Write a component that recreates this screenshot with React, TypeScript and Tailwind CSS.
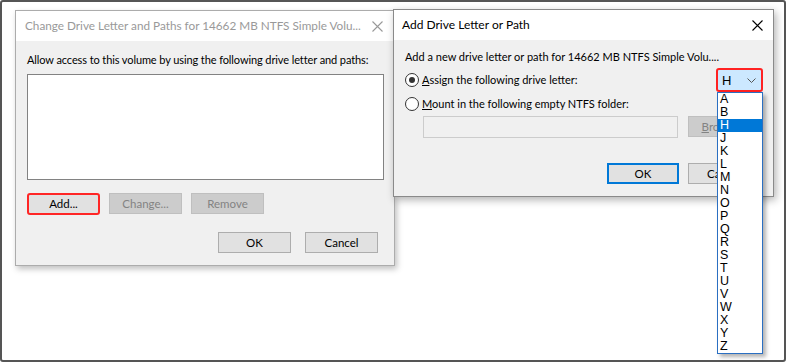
import React from 'react';

const letters = ['A', 'B', 'H', 'J', 'K', 'L', 'M', 'N', 'O', 'P', 'Q', 'R', 'S', 'T', 'U', 'V', 'W', 'X', 'Y', 'Z'];

function CloseIcon({ className }: { className: string }) {
  return (
    <svg width="11" height="11" viewBox="0 0 11 11" className={className}>
      <path d="M0.5 0.5L10.5 10.5M10.5 0.5L0.5 10.5" stroke="currentColor" strokeWidth="1.1" fill="none" />
    </svg>
  );
}

function Radio({ checked, children }: { checked?: boolean; children: React.ReactNode }) {
  return (
    <div className="flex h-[16px] items-center gap-[3px]">
      <span className="flex h-[14px] w-[14px] items-center justify-center rounded-full border border-[#333] bg-white">
        {checked && <span className="h-[6px] w-[6px] rounded-full bg-[#333]" />}
      </span>
      <span className="whitespace-nowrap text-[11px] leading-[16px] text-black">{children}</span>
    </div>
  );
}

function Btn({ children, disabled }: { children: React.ReactNode; disabled?: boolean }) {
  return (
    <button
      className={
        disabled
          ? 'flex h-[21px] w-[73px] items-center justify-center border border-[#bfbfbf] bg-[#cccccc] text-[11.5px] text-[#838383]'
          : 'flex h-[21px] w-[73px] items-center justify-center border border-[#adadad] bg-[#e1e1e1] text-[11.5px] text-black'
      }
    >
      {children}
    </button>
  );
}

export default function App() {
  return (
    <div className="relative h-[364px] w-[788px] overflow-hidden bg-white font-['Lato',sans-serif]">
      <div className="absolute left-0 top-0 h-[362px] w-[786px] rounded-[3px] border-2 border-[#555]" />

      {/* left dialog */}
      <div className="absolute left-[15px] top-[10px] flex h-[256px] w-[380px] flex-col border border-[#acacac] bg-[#f0f0f0] shadow-[2px_3px_6px_rgba(0,0,0,0.25)]">
        <div className="flex h-[30px] items-center justify-between bg-white pl-[9px] pr-[11px]">
          <span className="whitespace-nowrap text-[11.75px] text-[#999]">
            Change Drive Letter and Paths for 14662 MB NTFS Simple Volu...
          </span>
          <CloseIcon className="text-[#999]" />
        </div>
        <div className="flex flex-1 flex-col px-[11px] pt-[11px]">
          <p className="whitespace-nowrap text-[11px] leading-[16px] tracking-[-0.1px] text-black">
            Allow access to this volume by using the following drive letter and paths:
          </p>
          <div className="mt-[6px] h-[106px] w-[357px] border border-[#828282] bg-white" />
          <div className="mt-[13px] flex items-start gap-[9px]">
            <button className="flex h-[22px] w-[73px] items-center justify-center rounded-[3px] border-2 border-[#ff2626] bg-[#e1e1e1] text-[11.5px] text-black">
              Add...
            </button>
            <Btn disabled>Change...</Btn>
            <Btn disabled>Remove</Btn>
          </div>
          <div className="mr-[5px] mt-[17px] flex justify-end gap-[14px]">
            <Btn>OK</Btn>
            <Btn>Cancel</Btn>
          </div>
        </div>
      </div>

      {/* right dialog */}
      <div className="absolute left-[393px] top-[9px] flex h-[188px] w-[381px] flex-col border border-[#8a8a8a] bg-[#f0f0f0] shadow-[2px_3px_8px_rgba(0,0,0,0.3)]">
        <div className="flex h-[30px] items-center justify-between bg-white pl-[8px] pr-[10px]">
          <span className="whitespace-nowrap text-[12px] text-black">Add Drive Letter or Path</span>
          <CloseIcon className="text-black" />
        </div>
        <div className="flex flex-1 flex-col px-[11px] pt-[9px]">
          <p className="whitespace-nowrap text-[11px] leading-[16px] text-black">
            Add a new drive letter or path for 14662 MB NTFS Simple Volu....
          </p>
          <div className="mt-[7px]">
            <Radio checked>
              <span className="underline">A</span>ssign the following drive letter:
            </Radio>
          </div>
          <div className="mt-[8px]">
            <Radio>
              <span className="underline">M</span>ount in the following empty NTFS folder:
            </Radio>
          </div>
          <div className="ml-[18px] mt-[4px] flex gap-[10px]">
            <div className="h-[22px] w-[255px] border border-[#cccccc] bg-[#f0f0f0]" />
            <button className="flex h-[21px] w-[73px] items-center justify-center border border-[#bfbfbf] bg-[#cccccc] text-[11.5px] text-[#838383]">
              <span className="underline">B</span>rowse...
            </button>
          </div>
          <div className="mr-[2px] mt-[25px] flex justify-end gap-[9px]">
            <button className="flex h-[21px] w-[72px] items-center justify-center border-2 border-[#0078d7] bg-[#e1e1e1] text-[11.5px] text-black">
              OK
            </button>
            <button className="flex h-[21px] w-[72px] items-center justify-center border border-[#adadad] bg-[#e1e1e1] text-[11.5px] text-black">
              Cancel
            </button>
          </div>
        </div>
      </div>

      {/* combo box */}
      <div className="absolute left-[716px] top-[68px] flex h-[24px] w-[47px] items-center justify-between rounded-[3px] border-2 border-[#f22] bg-[#cce8ff] pl-[4px] pr-[5px]">
        <span className="font-['Liberation_Sans',sans-serif] text-[13px] leading-none text-black">H</span>
        <svg width="9" height="5" viewBox="0 0 9 5">
          <path d="M0.5 0.5L4.5 4.5L8.5 0.5" stroke="#555" strokeWidth="1" fill="none" />
        </svg>
      </div>

      {/* dropdown list */}
      <div className="absolute left-[717px] top-[92px] flex w-[46px] flex-col border border-[#2a6fc2] bg-white shadow-[3px_3px_4px_rgba(0,0,0,0.3)]">
        {letters.map((l) => (
          <div
            key={l}
            className={
              l === 'H'
                ? "h-[13px] bg-[#0078d7] pl-[2px] font-['Liberation_Sans',sans-serif] text-[12.5px] leading-[13px] text-white"
                : "h-[13px] pl-[2px] font-['Liberation_Sans',sans-serif] text-[12.5px] leading-[13px] text-black"
            }
          >
            {l}
          </div>
        ))}
      </div>
    </div>
  );
}
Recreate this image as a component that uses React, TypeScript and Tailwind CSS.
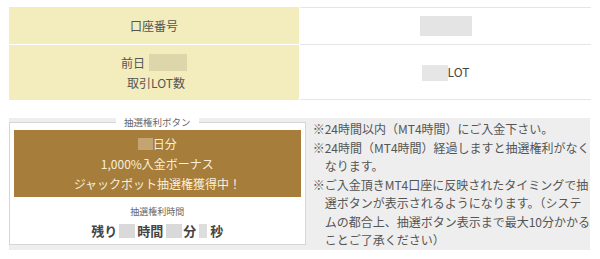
import React from "react";

const JP = { fontFamily: '"Noto Sans CJK JP", "Noto Sans", sans-serif' };

function Blur({ className }: { className: string }) {
  return <span className={"inline-block align-middle blur-[0.6px] " + className} />;
}

export default function App() {
  return (
    <div className="w-[600px] h-[259px] bg-white pt-[7px] pl-[9px] overflow-hidden text-[#555]" style={JP}>
      {/* table */}
      <div className="w-[582px] flex flex-col">
        <div className="flex h-[38px]">
          <div className="w-[290px] bg-[#f3ecbd] border-b border-white flex items-center justify-center text-[12px] text-[#555]">
            口座番号
          </div>
          <div className="w-[1px] bg-white" />
          <div className="flex-1 border-y border-[#e6e6e6] flex items-center justify-center">
            <Blur className="w-[52px] h-[20px] bg-[#e4e4e4]" />
          </div>
        </div>
        <div className="flex h-[55px]">
          <div className="w-[290px] bg-[#f3ecbd] flex flex-col items-center justify-center text-[12px] leading-[20px] text-[#555]">
            <div className="flex items-center">
              <span>前日</span>
              <Blur className="ml-[4px] w-[38px] h-[17px] bg-[#ddd6aa]" />
            </div>
            <div className="ml-[4px]">取引LOT数</div>
          </div>
          <div className="w-[1px] bg-white" />
          <div className="flex-1 border-b border-[#e6e6e6] flex items-center justify-center text-[12px] text-[#444]">
            <Blur className="w-[26px] h-[16px] bg-[#e6e6e6] mt-[1px]" />
            <span>LOT</span>
          </div>
        </div>
      </div>

      {/* lower panel */}
      <div className="mt-[18px] w-[581px] h-[132px] bg-[#eeeeee] flex">
        <fieldset className="w-[298px] h-[127px] bg-white border border-[#d6d6d6] px-[4px] pt-[4px] flex flex-col">
          <legend className="mx-auto px-[8px] text-[9.5px] leading-[8px] text-[#666] bg-white">
            抽選権利ボタン
          </legend>
          <div className="bg-[#a67d3b] text-[#f8efdc] text-[12px] leading-[20px] text-center pt-[4px] pb-[3px]">
            <div className="flex items-center justify-center">
              <Blur className="w-[15px] h-[12px] bg-[#c4a571]" />
              <span>日分</span>
            </div>
            <div>1,000%入金ボーナス</div>
            <div>ジャックポット抽選権獲得中！</div>
          </div>
          <div className="text-center text-[9px] leading-[12px] text-[#666] mt-[9px]">抽選権利時間</div>
          <div className="flex items-center justify-center text-[13px] leading-[20px] font-bold text-[#444] mt-[3px]">
            <span>残り</span>
            <Blur className="mx-[2px] w-[16px] h-[14px] bg-[#d9d9d9]" />
            <span>時間</span>
            <Blur className="ml-[3px] mr-[1px] w-[16px] h-[14px] bg-[#d9d9d9]" />
            <span>分</span>
            <Blur className="mx-[3px] w-[8px] h-[14px] bg-[#dddddd]" />
            <span>秒</span>
          </div>
        </fieldset>
        <div className="pl-[7px] pt-[2px] text-[12px] leading-[18.5px] text-[#555] whitespace-nowrap">
          <div>※24時間以内（MT4時間）にご入金下さい。</div>
          <div>※24時間（MT4時間）経過しますと抽選権利がなく</div>
          <div className="pl-[12px]">なります。</div>
          <div>※ご入金頂きMT4口座に反映されたタイミングで抽</div>
          <div className="pl-[12px]">選ボタンが表示されるようになります。（システ</div>
          <div className="pl-[12px]">ムの都合上、抽選ボタン表示まで最大10分かかる</div>
          <div className="pl-[12px]">ことご了承ください）</div>
        </div>
      </div>
    </div>
  );
}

__________

Aim of the exercise:
Exactly as written, please give again the lines from the beginning of the listing through the line containing "left-0 top-0 h-[362px]", inclusive, without any pictures.

Solution to this problem:
Write a component that recreates this screenshot with React, TypeScript and Tailwind CSS.
import React from 'react';

const letters = ['A', 'B', 'H', 'J', 'K', 'L', 'M', 'N', 'O', 'P', 'Q', 'R', 'S', 'T', 'U', 'V', 'W', 'X', 'Y', 'Z'];

function CloseIcon({ className }: { className: string }) {
  return (
    <svg width="11" height="11" viewBox="0 0 11 11" className={className}>
      <path d="M0.5 0.5L10.5 10.5M10.5 0.5L0.5 10.5" stroke="currentColor" strokeWidth="1.1" fill="none" />
    </svg>
  );
}

function Radio({ checked, children }: { checked?: boolean; children: React.ReactNode }) {
  return (
    <div className="flex h-[16px] items-center gap-[3px]">
      <span className="flex h-[14px] w-[14px] items-center justify-center rounded-full border border-[#333] bg-white">
        {checked && <span className="h-[6px] w-[6px] rounded-full bg-[#333]" />}
      </span>
      <span className="whitespace-nowrap text-[11px] leading-[16px] text-black">{children}</span>
    </div>
  );
}

function Btn({ children, disabled }: { children: React.ReactNode; disabled?: boolean }) {
  return (
    <button
      className={
        disabled
          ? 'flex h-[21px] w-[73px] items-center justify-center border border-[#bfbfbf] bg-[#cccccc] text-[11.5px] text-[#838383]'
          : 'flex h-[21px] w-[73px] items-center justify-center border border-[#adadad] bg-[#e1e1e1] text-[11.5px] text-black'
      }
    >
      {children}
    </button>
  );
}

export default function App() {
  return (
    <div className="relative h-[364px] w-[788px] overflow-hidden bg-white font-['Lato',sans-serif]">
      <div className="absolute left-0 top-0 h-[362px] w-[786px] rounded-[3px] border-2 border-[#555]" />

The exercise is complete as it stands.